Point N is where the normal line crosses the y-axis, meaning `x = 0`. Plug `x = 0` into the normal equation:
`a(0) sin θ - by cos θ = (a^2 - b^2) sin θ cos θ`
`-by cos θ = (a^2 - b^2) sin θ cos θ`
Assuming `cos θ ≠ 0`, we can divide by `cos θ`:
`-by = (a^2 - b^2) sin θ`
So, `y_N = -(a^2 - b^2) / b sin θ = ((b^2 - a^2) / b) sin θ`.
Point `N` is `(0, ((b^2 - a^2) / b) sin θ)`.

Now, let's find the midpoint of P and N.

4. **Find the coordinates of the mid-point M:** Let `M` be `(h, k)`. We use the midpoint formula: `((x1+x2)/2, (y1+y2)/2)`.
* **Case 1: If `a > b`** (`P(a cos θ, b sin θ)` and `N(((a^2 - b^2) / a) cos θ, 0)`)
`h = (a cos θ + ((a^2 - b^2) / a) cos θ) / 2`
`h = (cos θ / 2) * (a + (a^2 - b^2) / a)`
`h = (cos θ / 2) * ((a^2 + a^2 - b^2) / a)`
`h = ((2a^2 - b^2) / (2a)) cos θ`
`k = (b sin θ + 0) / 2 = (b / 2) sin θ`
* **Case 2: If `b > a`** (`P(a cos θ, b sin θ)` and `N(0, ((b^2 - a^2) / b) sin θ)`)
`h = (a cos θ + 0) / 2 = (a / 2) cos θ`
`k = (b sin θ + ((b^2 - a^2) / b) sin θ) / 2`
`k = (sin θ / 2) * (b + (b^2 - a^2) / b)`
`k = (sin θ / 2) * ((b^2 + b^2 - a^2) / b)`
`k = ((2b^2 - a^2) / (2b)) sin θ`

Finally, we find the "locus" (the path traced by M) by getting rid of `θ`.

5. **Find the locus of M (show it's an ellipse):** We use the trigonometric identity `sin^2 θ + cos^2 θ = 1`.
* **From Case 1 (a > b):**
From `h`: `cos θ = (2ah) / (2a^2 - b^2)`
From `k`: `sin θ = 2k / b`
Substitute these into `cos^2 θ + sin^2 θ = 1`:
`((2ah) / (2a^2 - b^2))^2 + (2k / b)^2 = 1`
`(4a^2 h^2) / (2a^2 - b^2)^2 + (4k^2) / b^2 = 1`
Divide by 4 and rearrange into the standard ellipse form `x^2/A^2 + y^2/B^2 = 1`:
`h^2 / (((2a^2 - b^2) / (2a))^2) + k^2 / ((b/2)^2) = 1`
This is the equation of an ellipse centered at the origin!
* **From Case 2 (b > a):**
From `h`: `cos θ = 2h / a`
From `k`: `sin θ = (2bk) / (2b^2 - a^2)`
Substitute these into `cos^2 θ + sin^2 θ = 1`:
`(2h / a)^2 + ((2bk) / (2b^2 - a^2))^2 = 1`
`(4h^2) / a^2 + (4b^2 k^2) / (2b^2 - a^2)^2 = 1`
Divide by 4 and rearrange:
`h^2 / ((a/2)^2) + k^2 / (((2b^2 - a^2) / (2b))^2) = 1`
This is also the equation of an ellipse centered at the origin!

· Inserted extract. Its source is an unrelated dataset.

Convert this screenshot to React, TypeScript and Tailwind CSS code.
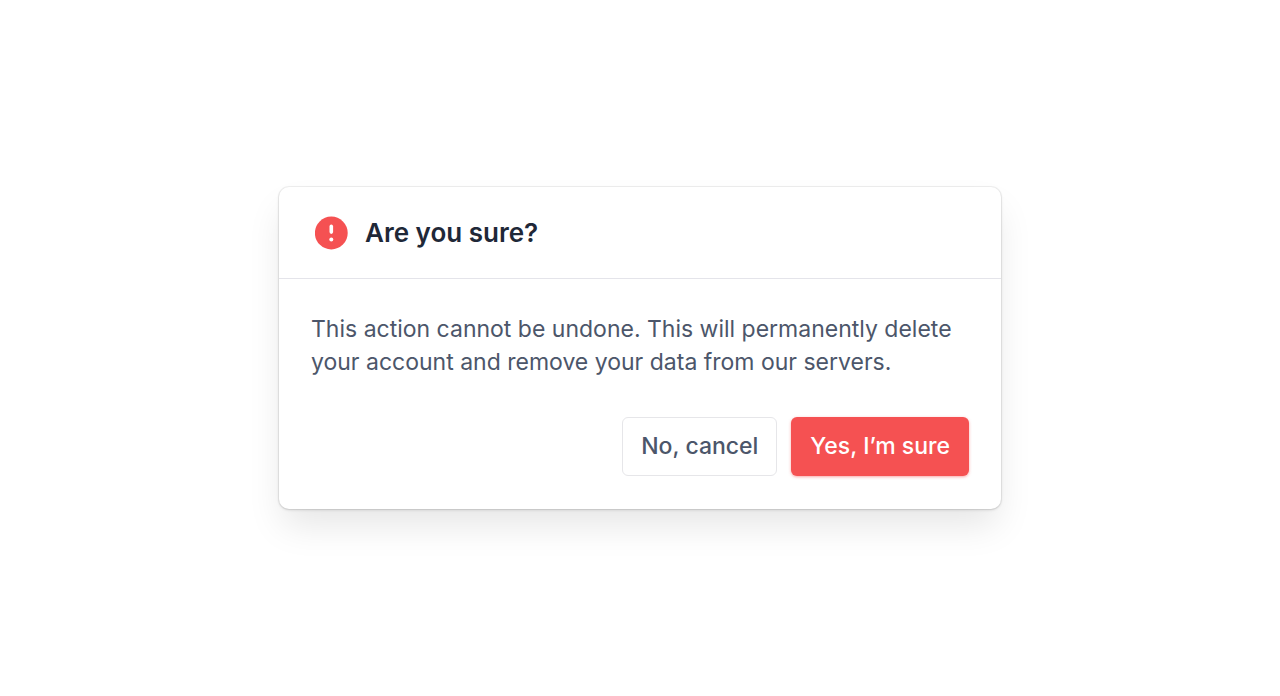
export default function App() {
  return (
    <main className="flex min-h-screen items-center justify-center bg-white p-6 font-['Inter',sans-serif]">
      <section
        role="alertdialog"
        aria-labelledby="dialog-title"
        aria-describedby="dialog-text"
        className="w-full max-w-[722px] rounded-[10px] bg-white shadow-[0_0_0_1px_rgba(0,0,0,0.05),0_1px_3px_rgba(0,0,0,0.14),0_20px_36px_-4px_rgba(0,0,0,0.1)]"
      >
        <header className="flex items-center gap-4 border-b border-[#e4e4ea] px-9 pt-7 pb-[27px]">
          <svg viewBox="0 0 34 34" className="size-[34px]" aria-hidden="true">
            <circle cx="16.3" cy="17" r="16.4" fill="#f55152" />
            <path d="M16.3 10.4v5.7" stroke="#fff" strokeWidth="3.6" strokeLinecap="round" />
            <circle cx="16.3" cy="23.4" r="2" fill="#fff" />
          </svg>
          <h1 id="dialog-title" className="text-[26px] leading-9 font-semibold text-[#1f2838]">
            Are you sure?
          </h1>
        </header>
        <div className="px-8 pt-[34px] pb-[33px]">
          <p id="dialog-text" className="text-[23px] leading-[33px] text-[#4c566a]">
            This action cannot be undone. This will permanently delete your account and remove your data from our servers.
          </p>
          <div className="mt-[38px] flex justify-end gap-3.5">
            <button type="button" className="h-[59px] rounded-md border border-[#e6e6e9] px-[18px] text-[23px] font-medium text-[#4c566a]">
              No, cancel
            </button>
            <button type="button" className="h-[59px] rounded-md bg-[#f55152] px-[19px] text-[23px] font-medium text-white shadow-[0_1px_3px_rgba(245,81,82,0.5)]">
              Yes, I’m sure
            </button>
          </div>
        </div>
      </section>
    </main>
  );
}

6. **State the lengths of its principal axes:** For an ellipse `x^2/A^2 + y^2/B^2 = 1`, the lengths of its principal axes are `2A` and `2B`.
* **From Case 1 (a > b):**
The semi-axes of the new ellipse are `A_L = (2a^2 - b^2) / (2a)` and `B_L = b/2`.
So, the lengths of the principal axes are `2A_L = (2a^2 - b^2) / a` and `2B_L = b`.
* **From Case 2 (b > a):**
The semi-axes of the new ellipse are `A_L = a/2` and `B_L = (2b^2 - a^2) / (2b)`.
So, the lengths of the principal axes are `2A_L = a` and `2B_L = (2b^2 - a^2) / b`.